String concatination without +
No one says you have to use the "+" operator. Why don't you use template literals?
They don't trim the leading indent, but that's easy enough to implement in a template tag.
It would be less to write like example below.
a='a'
console.log(`b${a}`); //7 chars
console.log('b'+a); //5 chars
console.log('b'a); //4 chars -> SyntaxError
@Cedric: Your proposed change would break template literals. Consider this example:
const tag = () => 1;
console.log(tag`test`); // Valid syntax, but no way to keep apart tagged template literals from your syntax syntactically
Further, with your approach, I don't see a way to take care of proper spacing between the injected variables.
How would you concatenate just two variables, a
and b
, without a space in between, without accidentally referencing ab
?
Lastly, is there any considerable benefit from your proposal, apart from maybe saving a space character in certain cases?
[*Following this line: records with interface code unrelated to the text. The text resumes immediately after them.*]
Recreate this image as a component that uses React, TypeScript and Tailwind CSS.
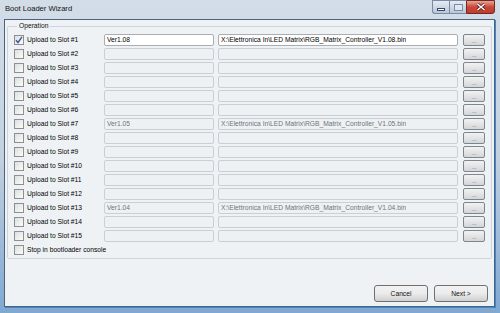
import { useState } from "react";

type Slot = { n: number; ver: string; path: string };

const slots: Slot[] = Array.from({ length: 15 }, (_, i) => {
  const n = i + 1;
  const v = n === 1 ? "1.08" : n === 7 ? "1.05" : n === 13 ? "1.04" : "";
  return {
    n,
    ver: v ? `Ver${v}` : "",
    path: v ? `X:\\Elettronica In\\LED Matrix\\RGB_Matrix_Controller_V${v}.bin` : "",
  };
});

function Check({ on }: { on?: boolean }) {
  return (
    <span className="flex h-[10px] w-[10px] shrink-0 items-center justify-center border border-[#8e8f8f] bg-gradient-to-br from-[#dcdfe2] to-[#fbfbfb]">
      {on && (
        <svg width="8" height="8" viewBox="0 0 8 8">
          <path d="M1 4.2 L3 6.5 L7 0.8" fill="none" stroke="#3d5a9e" strokeWidth="1.4" />
        </svg>
      )}
    </span>
  );
}

function Field({ text, active, w }: { text: string; active: boolean; w: string }) {
  return (
    <div
      className={`flex h-[12px] items-center rounded-[2px] border px-[2px] ${w} ${
        active ? "border-[#abadb3] bg-white text-black" : "border-[#c8cfd6] bg-[#eef1f3] text-[#6f747a]"
      }`}
    >
      <span className="truncate">{text}</span>
    </div>
  );
}

function Browse() {
  return (
    <button
      type="button"
      className="flex h-[12px] w-[22px] items-end justify-center rounded-[2px] border border-[#7d858d] bg-gradient-to-b from-[#f2f2f2] to-[#d3d6d9] pb-[1px] text-[6px] leading-[6px] text-[#555]"
    >
      ...
    </button>
  );
}

function Caption() {
  return (
    <div className="flex h-[14px] items-stretch self-start pr-[5px]">
      <div className="flex w-[17px] items-center justify-center rounded-bl-[3px] border border-r-0 border-[#7b8aa0] bg-gradient-to-b from-[#e4ebf3] to-[#b9c7d8]">
        <span className="mt-[4px] h-[3px] w-[8px] border border-[#3a4a66] bg-white" />
      </div>
      <div className="flex w-[17px] items-center justify-center border border-r-0 border-[#7b8aa0] bg-gradient-to-b from-[#e4ebf3] to-[#b9c7d8]">
        <span className="h-[7px] w-[9px] border border-[#7d8ca3] bg-[#dfe6ef]" />
      </div>
      <div className="flex w-[29px] items-center justify-center rounded-br-[3px] border border-[#6c2a22] bg-gradient-to-b from-[#e8a493] via-[#c9463a] to-[#c43a2b]">
        <svg width="10" height="8" viewBox="0 0 10 8">
          <path d="M1.5 1 L8.5 7 M8.5 1 L1.5 7" stroke="#5a1d16" strokeWidth="3" />
          <path d="M1.5 1 L8.5 7 M8.5 1 L1.5 7" stroke="#fff" strokeWidth="1.6" />
        </svg>
      </div>
    </div>
  );
}

export default function App() {
  const [checked] = useState(1);

  return (
    <div className="flex h-[313px] w-[500px] flex-col overflow-hidden bg-gradient-to-b from-[#d2dde8] via-[#c3d1df] to-[#7fa8d2] font-['Liberation_Sans',Arial,sans-serif] text-[6.7px] leading-[8px] text-black">
      {/* Title bar */}
      <div className="flex h-[19px] shrink-0 items-start justify-between">
        <span className="pl-[5px] pt-[4px] text-[7.6px] leading-[9px] text-[#111]">Boot Loader Wizard</span>
        <Caption />
      </div>

      {/* Frame + client */}
      <div className="flex min-h-0 flex-1 pb-[6px] pl-[4px] pr-[5px]">
        <div className="flex flex-1 flex-col border border-[#4f6378] bg-[#eef2f5] shadow-[1px_1px_0_#3f86cf]">
          {/* Group box */}
          <fieldset className="mx-[2px] mt-[2px] rounded-[2px] border border-[#cdd4db] px-[6px] pb-[1px]">
            <legend className="ml-[3px] px-[2px] leading-[8px] text-[#111]">Operation</legend>
            <div className="flex flex-col pt-[3px]">
              {slots.map((s) => (
                <div key={s.n} className="flex h-[14px] items-center">
                  <Check on={s.n === checked} />
                  <span className="ml-[3px] w-[77px]">Upload to Slot #{s.n}</span>
                  <Field text={s.ver} active={s.n === checked} w="w-[110px]" />
                  <div className="w-[4px]" />
                  <Field text={s.path} active={s.n === checked} w="w-[240px]" />
                  <div className="w-[5px]" />
                  <Browse />
                </div>
              ))}
              <div className="flex h-[14px] items-center">
                <Check />
                <span className="ml-[3px]">Stop in bootloader console</span>
              </div>
            </div>
          </fieldset>

          <div className="flex-1" />

          {/* Footer buttons */}
          <div className="flex justify-end gap-[6px] pb-[4px] pr-[6px]">
            {["Cancel", "Next >"].map((b) => (
              <button
                key={b}
                type="button"
                className="h-[17px] w-[54px] rounded-[3px] border border-[#707070] bg-gradient-to-b from-[#f2f2f2] via-[#ebebeb] to-[#cfcfcf] text-[6.7px] text-[#111]"
              >
                {b}
              </button>
            ))}
          </div>
        </div>
      </div>
    </div>
  );
}
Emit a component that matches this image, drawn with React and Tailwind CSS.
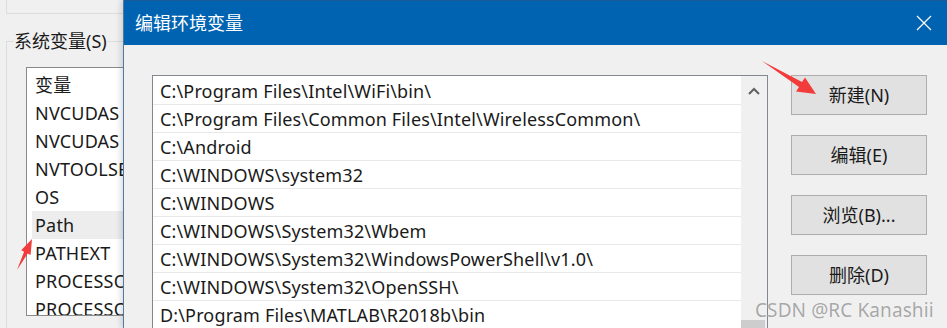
import React from 'react';

const FONT = { fontFamily: '"Noto Sans", "Noto Sans CJK SC", sans-serif' };

const sysVars = ['NVCUDAS', 'NVCUDAS', 'NVTOOLSE', 'OS', 'Path', 'PATHEXT', 'PROCESSOR', 'PROCESSOR'];

const paths = [
  'C:\\Program Files\\Intel\\WiFi\\bin\\',
  'C:\\Program Files\\Common Files\\Intel\\WirelessCommon\\',
  'C:\\Android',
  'C:\\WINDOWS\\system32',
  'C:\\WINDOWS',
  'C:\\WINDOWS\\System32\\Wbem',
  'C:\\WINDOWS\\System32\\WindowsPowerShell\\v1.0\\',
  'C:\\WINDOWS\\System32\\OpenSSH\\',
  'D:\\Program Files\\MATLAB\\R2018b\\bin',
];

const buttons = ['新建(N)', '编辑(E)', '浏览(B)...', '删除(D)'];

const App = () => {
  return (
    <div
      className="relative flex w-[947px] h-[328px] overflow-hidden bg-[#f0f0f0] text-[18px] text-[#1a1a1a]"
      style={FONT}
    >
      {/* --- background window (system variables) --- */}
      <div className="w-[123px] shrink-0 overflow-hidden">
        <div className="w-[300px]">
          <div className="h-[14px] ml-[6px] border-l border-b border-[#dcdcdc]" />
          <fieldset className="mt-[14px] ml-[6px] border-l border-t border-[#dcdcdc] h-[300px]">
            <legend className="ml-[6px] px-[1px] leading-[26px]">系统变量(S)</legend>
            <div className="ml-[19px] mt-[13px] w-[220px] h-[249px] bg-white border border-[#8a8a8a] overflow-hidden">
              <div className="ml-[5px] pt-[3px] tracking-[0.2px]">
                <div className="h-[28px] leading-[28px] pl-[3px]">变量</div>
                {sysVars.map((v, i) => (
                  <div
                    key={i}
                    className={`h-[28px] leading-[29px] pl-[3px] ${v === 'Path' ? 'bg-[#ededed]' : ''}`}
                  >
                    {v}
                  </div>
                ))}
              </div>
            </div>
          </fieldset>
        </div>
      </div>

      {/* --- edit env dialog --- */}
      <div className="flex-1 flex flex-col border-l border-[#4f79a6] shadow-[-2px_0_6px_rgba(0,0,0,0.15)]">
        <div className="h-[45px] shrink-0 flex items-center justify-between bg-[#0063b1] border-t border-[#1a5a98] text-white">
          <span className="pl-[11px]">编辑环境变量</span>
          <svg width="16" height="16" viewBox="0 0 16 16" className="mr-[15px]">
            <path d="M1 1 L15 15 M15 1 L1 15" stroke="#fff" strokeWidth="1.3" fill="none" />
          </svg>
        </div>

        <div className="flex flex-1 pt-[30px] pl-[28px] gap-[23px]">
          <div className="flex w-[616px] h-[270px] bg-white border border-[#828790] overflow-hidden">
            <div className="flex-1 pt-[1px] tracking-[0.15px]">
              {paths.map((p, i) => (
                <div
                  key={i}
                  className="h-[28px] leading-[29px] pl-[7px] border-b border-[#e8e8e8] whitespace-nowrap"
                >
                  {p}
                </div>
              ))}
            </div>
            <div className="w-[26px] shrink-0 flex flex-col items-center bg-[#f0f0f0]">
              <svg width="14" height="10" viewBox="0 0 14 10" className="mt-[10px]">
                <path d="M2 8 L7 3 L12 8" stroke="#606060" strokeWidth="2" fill="none" />
              </svg>
              <div className="mt-auto w-[24px] h-[24px] mr-[2px] bg-[#cdcdcd]" />
            </div>
          </div>

          <div className="flex flex-col gap-[20px]">
            {buttons.map((b) => (
              <div
                key={b}
                className="w-[136px] h-[40px] flex items-center justify-center pt-[1px] bg-[#e1e1e1] border border-[#adadad]"
              >
                {b}
              </div>
            ))}
          </div>
        </div>
      </div>

      {/* --- annotation arrows --- */}
      <svg className="absolute left-0 top-0 pointer-events-none" width="947" height="328">
        <polygon
          points="762,61 802,82 805,77.5 816,94 796,91.5 799,87"
          fill="#f23b3b"
        />
        <polygon
          points="17,270 27.7,253.5 30.6,255 32,239 21.2,250.2 24.1,251.7"
          fill="#f23b3b"
        />
      </svg>

      {/* --- watermark --- */}
      <div
        className="absolute left-[755px] top-[296px] text-[19px] leading-[28px] tracking-[0.1px] text-[rgba(130,130,130,0.7)] whitespace-nowrap"
        style={{ textShadow: '0 0 1px rgba(255,255,255,0.8)' }}
      >
        CSDN @RC Kanashii
      </div>
    </div>
  );
};

export default App;
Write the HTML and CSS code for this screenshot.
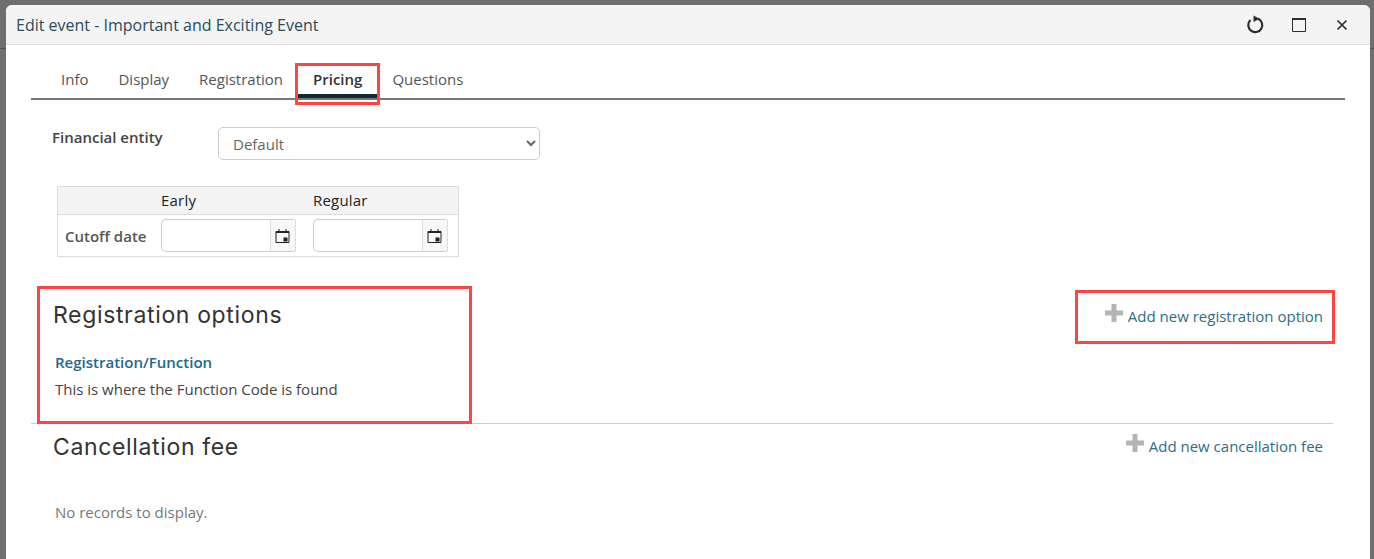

In most real-world use cases, template literals are usually shorter than their +
equivalent, even if you uglify your whitespace:
const message1 = `Good job, ${user.name}! You've earned ${user.points} with your comment.`;
const message2 = "Good job, " + user.name + "! You've earned " + user.points + " with your comment.";
const message3 = "Good job, "+user.name+"! You've earned "+user.points+" with your comment.";
According to Brian Kernighan in "Masterminds of Programming":
"A more dubious design decision in AWK is that concatenation was expressed by adjacency, without an explicit operator; a sequence of adjacent values is just concatenated....I think that's an example of stupid design." Bob
concatenation was expressed by adjacency
I've seen worst in few PL, using adjacency to justify function invocation ( you know ... bash, ES.next @decorators ... )
Although I agree with all the thing we could discuss here, this about strings is honestly, IMO, the least.
String templates + tags solved them all.
Best
I hope this is the right place for this..
I was wondering why this:
1+'b' + "c"
can't be written like this:1'b'"c"
Perhapse this can be a new feature of ES?